My name is David Wike and I've been shooting
photographs since my dad helped me buy my
first Canon SLR when I was 14 years old.
35+ years later I'm still at it and having a blast.
As you may have noticed from the images to the
right, my day job is a little different type of
photography than what you'll find here on the
website. I've been a news video photojournalist since
1982, shooting news, sports, documentaries, you name it, I've probably shot it. From Rose Bowls to Russian windtunnels, natural disasters to WTO
riots. I also have over 2000 flight hours shooting
from helicopters and operating our HDTV
In March of 2003 our country's leaders decided to go
to war in Iraq and I volunteered to be embedded
with the 555th Combat Engineering Group based
out of Ft Lewis, Wa. Our soldiers entered through
Kuwait and after traveling north through Baghdad we ended up working mostly around Tikrit. This was
before Sadam Hussein was captured. To the
right are images showing our travels past earlier
battles, me in a crater in the middle of an air field
and in front of the Tikrit hotel where Charlie
company was tasked with taking the structure
down, as it had become a nasty perch for snipers.
For those with video interest, I was shooting with a Sony
PD-150 mini DV cam and editing on a pc laptop. We
fed each story back compressed using special Sat
phones (it took about 1 hour to feed a 1 min 30 sec
story). After a month of MRE's and no running water
it was time to come home, with a hearty respect for
our troops put in harms way, and pride that we had covered the war and told our soldiers stories for their families and loved ones back home.

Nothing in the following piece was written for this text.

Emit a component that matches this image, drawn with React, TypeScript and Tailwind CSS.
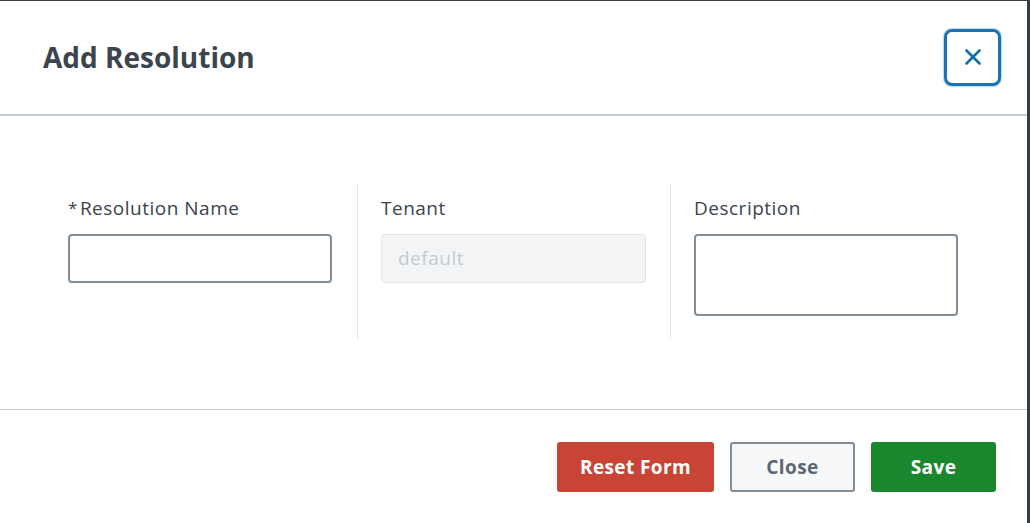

The reason I mention all this war stuff is that it led me down a new creative path upon my return home. I traded in the old Canon F-1 (but kept the FTb) and purchased my first digital SLR. I'd been shooting digital point and shoots for a number of years, but spending time in a war zone puts things in a different perspective and I decided that still photography
was still my favorite creative outlet. It was time to jump back in full steam and the digital darkroom with all this crazy new technology surrounding it
facinated me. Plus the creative control from the click of the shutter
to the final beautiful archival inkjet print was exhilarating. Today I'm shooting primarily with Canon bodies and lenses and print on a Canon IPF5000 printer.
So, I made a conscious decision that this was
supposed to be fun, and told myself that I would
shoot things I enjoyed. In the beginning this included
all things automotive, railroad, flying and floating, especially tugboats. I have a bit of a thing for machines. Along the way I started collecting lighthouses. My access to an aerial platform allows me to capture our world from above and this wonderful perspective led to the forest lookouts and Mt St Helens images (when it doesn't interfere with my day job). I'm also in love with the Oregon Dunes and return there over and over for recreation and to observe the constantly changing landscape. I live near Seattle and am constantly amazed at the variety of scenes and beautiful landscapes as I travel around the incredible states of Oregon, Washington and Idaho.
My background in journalism is a constant influence on my final images. In fact it is a battle I wage constantly with myself. Photoshop is a powerful tool and has opened the door to so many creative avenues that one could take, but in my mind being in the right place at the precise moment is still the name of the game. At some point I will probably visit this path that Adobe has provided because the creative potential is so huge, but for now all you're going to find here is a bit of a saturation knudge and a bit of sharpening for print. As an example, one of the few composites is the night shot of the Umqua lighthouse. It is actually 3 different exposures taken within a minute of each other to capture the different levels of light, locked down on a tripod then composited in photoshop. On the other hand the night shot of the space needle during the new years fireworks party is a single exposure of 13 seconds that just happened to turn out fantastic from over a dozen shots taken that night.
I like juxtupositions and I enjoy looking a little closer at the common things around us. Bits of color and shape, tones and contrast, it doesn't take much to get me exhited. But telling a story with a single image is still a focus, a great goal I try to keep in mind, contrasting against the video I shoot each day (that rolls by at 30 frames per second). You'll find some of these stories spinkled throughout the galleries. Some of the photographs you'll find in the Rusty Trails gallery are all about now and then, contrasts and textures and a facination with railroad history.
I love to make people look twice, to find beauty in the basic and art in the commonplace. Often I'll arrive at a scene and sense something special in the light or the texture or the color. I don't always capture it but adhere to the belief that the journey and self exploration is often half the fun.
I also try to enter the local arts festivals and exhibits and
have been fortunate to have been jury selected numerous
times including the Environmental Photo Invitational
competition in 2007.
When I'm not shooting and printing photographs you'll
find me tinkering with model trains, kicking sand around at the dunes, motorcycling, kayaking, hiking, and rooting on the Cougs of WSU.